● Aim of the exercise
Can you transcribe every entry word for word, skipping the images?

***** Data for the task

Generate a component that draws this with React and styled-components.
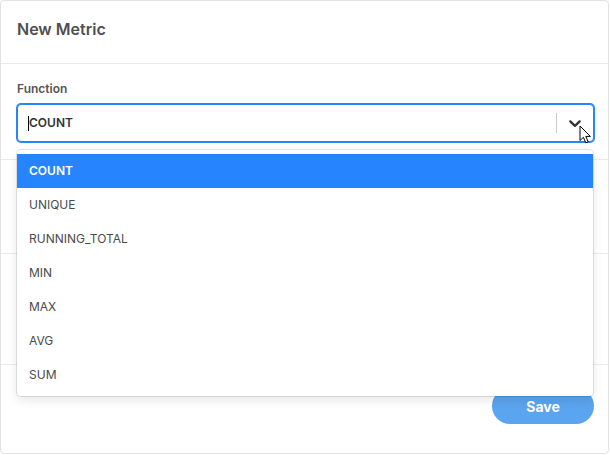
import React from 'react'
import styled, { createGlobalStyle } from 'styled-components'

const GlobalStyle = createGlobalStyle`
  html, body {
    margin: 0;
    padding: 0;
    background: #fff;
    font-family: Inter, "Noto Sans", "Liberation Sans", sans-serif;
  }
`

const FUNCTIONS = ['COUNT', 'UNIQUE', 'RUNNING_TOTAL', 'MIN', 'MAX', 'AVG', 'SUM']

const Chevron = () => (
  <svg width="20" height="20" viewBox="0 0 20 20" aria-hidden="true">
    <path
      fill="currentColor"
      d="M4.516 7.548c0.436-0.446 1.043-0.481 1.576 0l3.908 3.747 3.908-3.747c0.533-0.481 1.141-0.446 1.574 0 0.436 0.445 0.408 1.197 0 1.615-0.406 0.418-4.695 4.502-4.695 4.502-0.217 0.223-0.502 0.335-0.787 0.335s-0.57-0.112-0.789-0.335c0 0-4.287-4.084-4.695-4.502s-0.436-1.17 0-1.615z"
    />
  </svg>
)

const Pointer = () => (
  <svg width="13" height="19" viewBox="0 0 13 19" aria-hidden="true">
    <path
      d="M1 1 L1 15.5 L4.4 12.3 L6.8 17.8 L9.2 16.8 L6.8 11.4 L11.4 11.4 Z"
      fill="#fff"
      stroke="#000"
      strokeWidth="1"
      strokeLinejoin="round"
    />
  </svg>
)

function Select({ value, options, open }) {
  return (
    <SelectBox>
      <Control focused={open}>
        <ValueArea>
          <Caret />
          <Value>{value}</Value>
        </ValueArea>
        <Separator />
        <Indicator focused={open}>
          <Chevron />
        </Indicator>
        {open && (
          <MouseCursor>
            <Pointer />
          </MouseCursor>
        )}
      </Control>
      {open && (
        <Menu>
          {options.map(o => (
            <Option key={o} selected={o === value}>
              {o}
            </Option>
          ))}
        </Menu>
      )}
    </SelectBox>
  )
}

export default function App() {
  return (
    <>
      <GlobalStyle />
      <Card>
        <Header>
          <Title>New Metric</Title>
        </Header>

        <Section size="96px">
          <Label>Function</Label>
          <Select value="COUNT" options={FUNCTIONS} open />
        </Section>

        {/* rows hidden behind the open menu */}
        <Section size="94px" />
        <Section size="111px" />

        <Footer>
          <SaveButton>Save</SaveButton>
        </Footer>
      </Card>
    </>
  )
}

const Card = styled.div`
  box-sizing: border-box;
  width: 609px;
  height: 454px;
  border: 1px solid #e2e2e2;
  border-radius: 4px;
  background: #fff;
  display: flex;
  flex-direction: column;
`

const Header = styled.div`
  flex: none;
  height: 63px;
  box-sizing: border-box;
  padding: 17px 14px 0 16px;
  border-bottom: 1px solid #ebebeb;
`

const Title = styled.h2`
  margin: 0;
  font-size: 16px;
  line-height: 22px;
  font-weight: 600;
  color: #4f4f4f;
`

const Section = styled.div`
  flex: none;
  position: relative;
  box-sizing: border-box;
  height: ${p => p.size || 'auto'};
  padding: 17px 14px 0 16px;
  border-bottom: 1px solid #ebebeb;
  display: flex;
  flex-direction: column;
  gap: 7px;
`

const Label = styled.label`
  font-size: 12px;
  line-height: 16px;
  font-weight: 600;
  color: #555;
`

const SelectBox = styled.div`
  position: relative;
  z-index: 2;
`

const Control = styled.div`
  position: relative;
  box-sizing: border-box;
  height: 38px;
  display: flex;
  align-items: center;
  border: 1px solid ${p => (p.focused ? '#2684ff' : '#ccc')};
  box-shadow: ${p => (p.focused ? '0 0 0 1px #2684ff' : 'none')};
  border-radius: 4px;
  background: #fff;
`

const ValueArea = styled.div`
  flex: 1;
  display: flex;
  align-items: center;
  padding: 2px 10px;
`

const Caret = styled.span`
  width: 1px;
  height: 15px;
  background: #000;
`

const Value = styled.span`
  font-size: 12px;
  font-weight: 600;
  color: #333;
  line-height: 18px;
`

const Separator = styled.span`
  align-self: stretch;
  width: 1px;
  margin: 8px 0;
  background: #ccc;
`

const Indicator = styled.div`
  display: flex;
  padding: 8px;
  color: ${p => (p.focused ? '#333' : '#999')};
`

const MouseCursor = styled.div`
  position: absolute;
  left: 561px;
  top: 20px;
  display: flex;
  pointer-events: none;
`

const Menu = styled.div`
  position: absolute;
  top: calc(100% + 8px);
  left: 0;
  right: 1px;
  padding: 4px 0;
  background: #fff;
  border-radius: 4px;
  box-shadow: 0 0 0 1px rgba(0, 0, 0, 0.1), 0 4px 11px rgba(0, 0, 0, 0.1);
`

const Option = styled.div`
  padding: 8px 12px;
  font-size: 12px;
  line-height: 18px;
  font-weight: ${p => (p.selected ? 600 : 400)};
  color: ${p => (p.selected ? '#fff' : '#4a4a4a')};
  background: ${p => (p.selected ? '#2684ff' : 'transparent')};
`

const Footer = styled.div`
  flex: 1;
  display: flex;
  justify-content: flex-end;
  align-items: flex-start;
  padding: 23px 14px 0 16px;
`

const SaveButton = styled.button`
  width: 102px;
  height: 36px;
  border: none;
  border-radius: 18px;
  background: #5ba4ef;
  color: #fff;
  font-family: inherit;
  font-size: 14px;
  font-weight: 700;
  cursor: pointer;
`
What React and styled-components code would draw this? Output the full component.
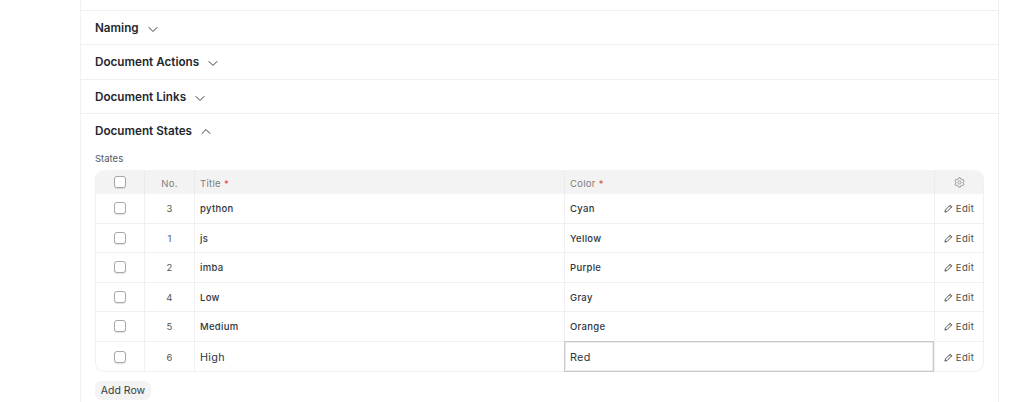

**********

● Answer below
Generate a component that draws this with React and styled-components.
import React from 'react'
import styled, { createGlobalStyle } from 'styled-components'

const GlobalStyle = createGlobalStyle`
  html, body {
    margin: 0;
    padding: 0;
    background: #fff;
    font-family: Inter, "Noto Sans", "Liberation Sans", sans-serif;
  }
`

const FUNCTIONS = ['COUNT', 'UNIQUE', 'RUNNING_TOTAL', 'MIN', 'MAX', 'AVG', 'SUM']

const Chevron = () => (
  <svg width="20" height="20" viewBox="0 0 20 20" aria-hidden="true">
    <path
      fill="currentColor"
      d="M4.516 7.548c0.436-0.446 1.043-0.481 1.576 0l3.908 3.747 3.908-3.747c0.533-0.481 1.141-0.446 1.574 0 0.436 0.445 0.408 1.197 0 1.615-0.406 0.418-4.695 4.502-4.695 4.502-0.217 0.223-0.502 0.335-0.787 0.335s-0.57-0.112-0.789-0.335c0 0-4.287-4.084-4.695-4.502s-0.436-1.17 0-1.615z"
    />
  </svg>
)

const Pointer = () => (
  <svg width="13" height="19" viewBox="0 0 13 19" aria-hidden="true">
    <path
      d="M1 1 L1 15.5 L4.4 12.3 L6.8 17.8 L9.2 16.8 L6.8 11.4 L11.4 11.4 Z"
      fill="#fff"
      stroke="#000"
      strokeWidth="1"
      strokeLinejoin="round"
    />
  </svg>
)

function Select({ value, options, open }) {
  return (
    <SelectBox>
      <Control focused={open}>
        <ValueArea>
          <Caret />
          <Value>{value}</Value>
        </ValueArea>
        <Separator />
        <Indicator focused={open}>
          <Chevron />
        </Indicator>
        {open && (
          <MouseCursor>
            <Pointer />
          </MouseCursor>
        )}
      </Control>
      {open && (
        <Menu>
          {options.map(o => (
            <Option key={o} selected={o === value}>
              {o}
            </Option>
          ))}
        </Menu>
      )}
    </SelectBox>
  )
}

export default function App() {
  return (
    <>
      <GlobalStyle />
      <Card>
        <Header>
          <Title>New Metric</Title>
        </Header>

        <Section size="96px">
          <Label>Function</Label>
          <Select value="COUNT" options={FUNCTIONS} open />
        </Section>

        {/* rows hidden behind the open menu */}
        <Section size="94px" />
        <Section size="111px" />

        <Footer>
          <SaveButton>Save</SaveButton>
        </Footer>
      </Card>
    </>
  )
}

const Card = styled.div`
  box-sizing: border-box;
  width: 609px;
  height: 454px;
  border: 1px solid #e2e2e2;
  border-radius: 4px;
  background: #fff;
  display: flex;
  flex-direction: column;
`

const Header = styled.div`
  flex: none;
  height: 63px;
  box-sizing: border-box;
  padding: 17px 14px 0 16px;
  border-bottom: 1px solid #ebebeb;
`

const Title = styled.h2`
  margin: 0;
  font-size: 16px;
  line-height: 22px;
  font-weight: 600;
  color: #4f4f4f;
`

const Section = styled.div`
  flex: none;
  position: relative;
  box-sizing: border-box;
  height: ${p => p.size || 'auto'};
  padding: 17px 14px 0 16px;
  border-bottom: 1px solid #ebebeb;
  display: flex;
  flex-direction: column;
  gap: 7px;
`

const Label = styled.label`
  font-size: 12px;
  line-height: 16px;
  font-weight: 600;
  color: #555;
`

const SelectBox = styled.div`
  position: relative;
  z-index: 2;
`

const Control = styled.div`
  position: relative;
  box-sizing: border-box;
  height: 38px;
  display: flex;
  align-items: center;
  border: 1px solid ${p => (p.focused ? '#2684ff' : '#ccc')};
  box-shadow: ${p => (p.focused ? '0 0 0 1px #2684ff' : 'none')};
  border-radius: 4px;
  background: #fff;
`

const ValueArea = styled.div`
  flex: 1;
  display: flex;
  align-items: center;
  padding: 2px 10px;
`

const Caret = styled.span`
  width: 1px;
  height: 15px;
  background: #000;
`

const Value = styled.span`
  font-size: 12px;
  font-weight: 600;
  color: #333;
  line-height: 18px;
`

const Separator = styled.span`
  align-self: stretch;
  width: 1px;
  margin: 8px 0;
  background: #ccc;
`

const Indicator = styled.div`
  display: flex;
  padding: 8px;
  color: ${p => (p.focused ? '#333' : '#999')};
`

const MouseCursor = styled.div`
  position: absolute;
  left: 561px;
  top: 20px;
  display: flex;
  pointer-events: none;
`

const Menu = styled.div`
  position: absolute;
  top: calc(100% + 8px);
  left: 0;
  right: 1px;
  padding: 4px 0;
  background: #fff;
  border-radius: 4px;
  box-shadow: 0 0 0 1px rgba(0, 0, 0, 0.1), 0 4px 11px rgba(0, 0, 0, 0.1);
`

const Option = styled.div`
  padding: 8px 12px;
  font-size: 12px;
  line-height: 18px;
  font-weight: ${p => (p.selected ? 600 : 400)};
  color: ${p => (p.selected ? '#fff' : '#4a4a4a')};
  background: ${p => (p.selected ? '#2684ff' : 'transparent')};
`

const Footer = styled.div`
  flex: 1;
  display: flex;
  justify-content: flex-end;
  align-items: flex-start;
  padding: 23px 14px 0 16px;
`

const SaveButton = styled.button`
  width: 102px;
  height: 36px;
  border: none;
  border-radius: 18px;
  background: #5ba4ef;
  color: #fff;
  font-family: inherit;
  font-size: 14px;
  font-weight: 700;
  cursor: pointer;
`
What React and styled-components code would draw this? Output the full component.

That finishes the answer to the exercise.